With a combined rental of $490 per week, it’s delivering a yield of eight per cent – which is pretty good.

Positioned on a street in Port Kembla that fronts a park through which the beach can be accessed, it’s in an enviable position. This is also complemented by the fact it’s within walking distance of the centre of Port Kembla, as well as the Westfield shopping centre in Warrawong – the adjoining suburb.

Following the purchase of the property, I spent a weekend in Port Kembla, stopping overnight in the townhouse at the rear – seeing as at that point in time it was unrented.

I planned to spend the weekend checking out the property and the surrounding neighbourhood, as well as getting a few surfs and a fish in. To make sure I got the full Port Kembla experience, I invited a few mates along as well.

As I’ve said many times, property investment is about the numbers; you’re not making an emotional purchase.

It was interesting to get their perceptions on the area before and after the weekend. Like me, they had Port Kembla slated as an industrial town with a big smoke stack and plenty of industry. I must admit that before visiting the area they weren’t particularly complimentary of the place.

Yes, it’s an industrial town and the main drag could do with a little bit of a facelift, but it has plenty of character and is very liveable. While the industrial infrastructure around the port and into the inland areas isn’t very picturesque, it’s the lifeblood of the area along with the wider Illawarra.

As an investor, the area makes a lot of sense. Ongoing commitment to the development of heavy industry, matched with a robust and diversified community base and local economy – with all the infrastructure and amenities anyone would require – makes it an ideal place to acquire investment property.

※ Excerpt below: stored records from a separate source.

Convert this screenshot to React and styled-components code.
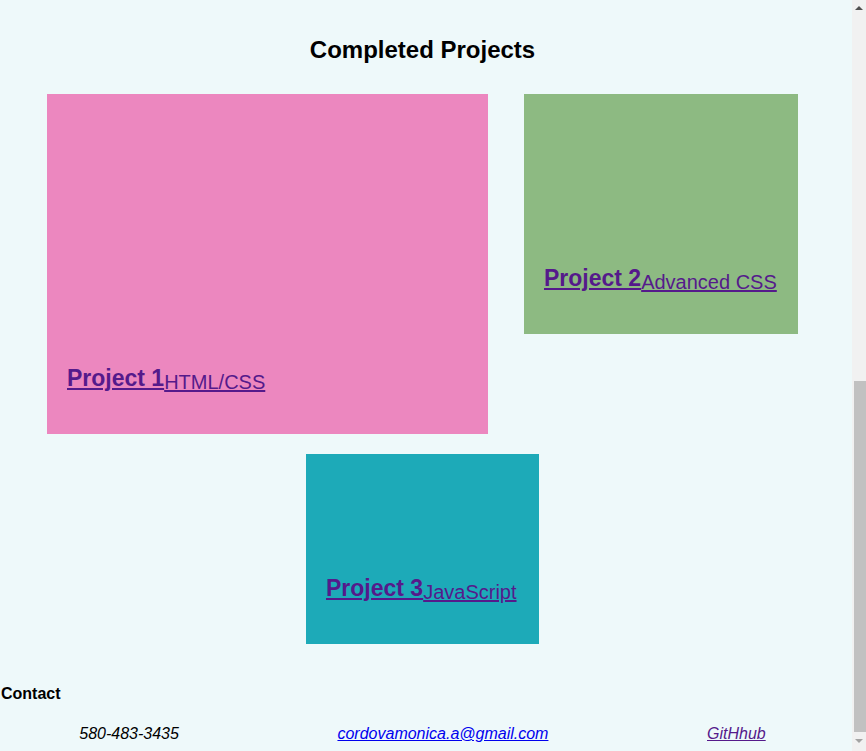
import React from 'react';
import styled, { createGlobalStyle } from 'styled-components';

const GlobalStyle = createGlobalStyle`
	body {
		margin: 0;
		background-color: #eef9fa;
		font-family: "Liberation Sans", Arial, sans-serif;
	}
`;

const Page = styled.div`
	padding-right: 21px;
	min-height: 751px;
	box-sizing: border-box;
`;

// imitation of the browser scrollbar seen in the screenshot
const ScrollTrack = styled.div`
	position: fixed;
	top: 0;
	right: 0;
	width: 14px;
	height: 100%;
	background-color: #f1f1f1;
	display: flex;
	flex-direction: column;
	align-items: center;
`;

const Arrow = styled.div`
	width: 0;
	height: 0;
	margin: ${(p) => (p.down ? '7px 0 0' : '6px 0 0')};
	border-left: 4px solid transparent;
	border-right: 4px solid transparent;
	${(p) => (p.down ? 'border-top: 4px solid #a3a3a3;' : 'border-bottom: 4px solid #505050;')}
`;

const Thumb = styled.div`
	margin-top: auto;
	margin-left: 2px;
	width: 12px;
	height: 351px;
	background-color: #c1c1c1;
`;

const Section = styled.section`
	padding-top: 36px;
`;

const Title = styled.h2`
	font-size: 24px;
	text-align: center;
	margin: 0 0 30px;
`;

const Grid = styled.div`
	display: flex;
	flex-wrap: wrap;
	justify-content: center;
	align-items: flex-start;
	column-gap: 36px;
	row-gap: 20px;
`;

const Card = styled.div`
	width: ${(p) => p.w}px;
	height: ${(p) => p.h}px;
	background-color: ${(p) => p.bg};
	display: flex;
	align-items: flex-end;
	padding: 0 20px 40px;
	box-sizing: border-box;
`;

const CardLink = styled.a`
	color: #551a8b;
	text-decoration: none;
	white-space: nowrap;
`;

const Name = styled.span`
	font-size: 23px;
	font-weight: bold;
	text-decoration: underline;
`;

const Tech = styled.span`
	display: inline-block;
	font-size: 20px;
	vertical-align: -3px;
	text-decoration: underline;
`;

const Footer = styled.footer`
	margin-top: 41px;
	padding-bottom: 8px;
`;

const ContactTitle = styled.h4`
	font-size: 16px;
	margin: 0 0 22px;
	padding-left: 1px;
`;

const ContactRow = styled.div`
	display: flex;
	justify-content: space-around;
	font-style: italic;
	font-size: 16px;
`;

const Item = styled.span`
	color: #000;
`;

const ItemLink = styled.a`
	color: ${(p) => (p.$visited ? '#551a8b' : '#0000ee')};
	text-decoration: underline;
`;

const projects = [
	{ name: 'Project 1', tech: 'HTML/CSS', w: 441, h: 340, bg: '#ec87bf' },
	{ name: 'Project 2', tech: 'Advanced CSS', w: 274, h: 240, bg: '#8dba82' },
	{ name: 'Project 3', tech: 'JavaScript', w: 233, h: 190, bg: '#1daab8' },
];

const App = () => {
	return (
		<Page>
			<GlobalStyle />
			<Section>
				<Title>Completed Projects</Title>
				<Grid>
					{projects.map((p) => (
						<Card key={p.name} w={p.w} h={p.h} bg={p.bg}>
							<CardLink href="#">
								<Name>{p.name}</Name>
								<Tech>{p.tech}</Tech>
							</CardLink>
						</Card>
					))}
				</Grid>
			</Section>
			<Footer>
				<ContactTitle>Contact</ContactTitle>
				<ContactRow>
					<Item>580-483-3435</Item>
					<ItemLink href="#">cordovamonica.a@gmail.com</ItemLink>
					<ItemLink href="#" $visited>GitHhub</ItemLink>
				</ContactRow>
			</Footer>
			<ScrollTrack>
				<Arrow />
				<Thumb />
				<Arrow down />
				<div style={{ height: 8 }} />
			</ScrollTrack>
		</Page>
	);
};

export default App;
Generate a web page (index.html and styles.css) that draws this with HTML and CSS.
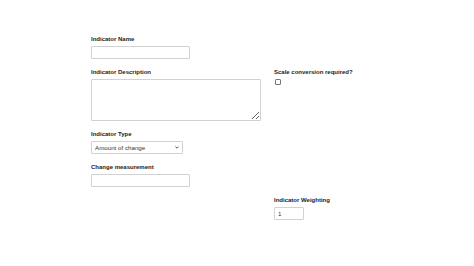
FILE: index.html
```html
<!DOCTYPE html>
<html lang="en">
<head>
<meta charset="utf-8">
<title>Indicator</title>
<link rel="stylesheet" href="styles.css">
</head>
<body>
<form class="form">
  <div class="field name">
    <label class="label" for="iname">Indicator Name</label>
    <input class="input input-name" id="iname" type="text">
  </div>
  <div class="field desc">
    <label class="label" for="idesc">Indicator Description</label>
    <textarea class="input textarea" id="idesc"></textarea>
  </div>
  <div class="field scale">
    <label class="label" for="iscale">Scale conversion required?</label>
    <input class="check" id="iscale" type="checkbox">
  </div>
  <div class="field type">
    <label class="label" for="itype">Indicator Type</label>
    <div class="select-wrap">
      <select class="input select" id="itype">
        <option>Amount of change</option>
      </select>
      <svg class="chevron" width="4" height="3" viewBox="0 0 4 3"><path d="M0.4 0.6 L2 2.2 L3.6 0.6" fill="none" stroke="#333" stroke-width="0.8"/></svg>
    </div>
  </div>
  <div class="field change">
    <label class="label" for="ichange">Change measurement</label>
    <input class="input input-name" id="ichange" type="text">
  </div>
  <div class="field weight">
    <label class="label" for="iweight">Indicator Weighting</label>
    <input class="input input-weight" id="iweight" type="text" value="1">
  </div>
</form>
</body>
</html>
```
FILE: styles.css
```css
html, body {
  margin: 0;
  padding: 0;
  background: #ffffff;
}
body {
  font-family: "Liberation Sans", Arial, sans-serif;
  color: #222222;
}
.form {
  display: grid;
  grid-template-columns: 170px 100px;
  column-gap: 13px;
  padding: 36px 0 0 91px;
}
.field {
  display: flex;
  flex-direction: column;
  align-items: flex-start;
  margin-bottom: 10px;
}
.name { grid-column: 1; grid-row: 1; }
.desc { grid-column: 1; grid-row: 2; }
.scale { grid-column: 2; grid-row: 2; }
.type { grid-column: 1; grid-row: 3; }
.change { grid-column: 1; grid-row: 4; }
.weight { grid-column: 2; grid-row: 5; }
.label {
  display: block;
  font-size: 6px;
  line-height: 7px;
  font-weight: bold;
  margin-bottom: 3px;
  color: #222222;
}
.input {
  box-sizing: border-box;
  margin: 0;
  border: 1px solid #d2d2d2;
  border-radius: 1px;
  background: #ffffff;
  font-family: "Liberation Sans", Arial, sans-serif;
  font-size: 6.2px;
  color: #333333;
  height: 13px;
  padding: 0 3px;
  outline: none;
}
.input-name { width: 99px; }
.textarea {
  width: 170px;
  height: 42px;
  resize: vertical;
}
.select-wrap {
  position: relative;
  display: flex;
}
.select {
  -webkit-appearance: none;
  appearance: none;
  width: 92px;
  padding: 0 8px 0 3px;
}
.chevron {
  position: absolute;
  right: 4px;
  top: 5px;
  pointer-events: none;
}
.input-weight { width: 30px; }
.check {
  -webkit-appearance: none;
  appearance: none;
  box-sizing: border-box;
  width: 6px;
  height: 6px;
  margin: 0 0 0 1px;
  border: 1px solid #777777;
  border-radius: 1px;
  background: #ffffff;
}
```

An ongoing demand for lower-end rentals reaffirms this position. So too do fundamental indicators around job and population growth that point to positive pressure on capital values over time. It all stacks up from an investment point of view and reinforces our decision to invest there.

Ground truth

Back to my weekend trip there: the last four investment properties we’ve purchased have effectively been site unseen. That said, a lot of work has gone into identifying and acquiring them.

While I say site unseen, I have seen pictures and videos of the properties, which is part of the process offered by my buyer’s agent when we’re assessing new opportunities.

The pictures I saw of our Port Kembla properties didn’t particularly inspire me, but looking at the numbers and the upside potential, I was very enthused.

Port Kembla investment property
I went to visit the property to see if it needed a renovation

As I’ve said many times, property investment is about the numbers; you’re not making an emotional purchase.

Considering my perception of the property (and my mates’), my mission down to Port Kembla was supposed to determine the renovation I was going to undertake on the place, with a view to increasing the capital value and rental return.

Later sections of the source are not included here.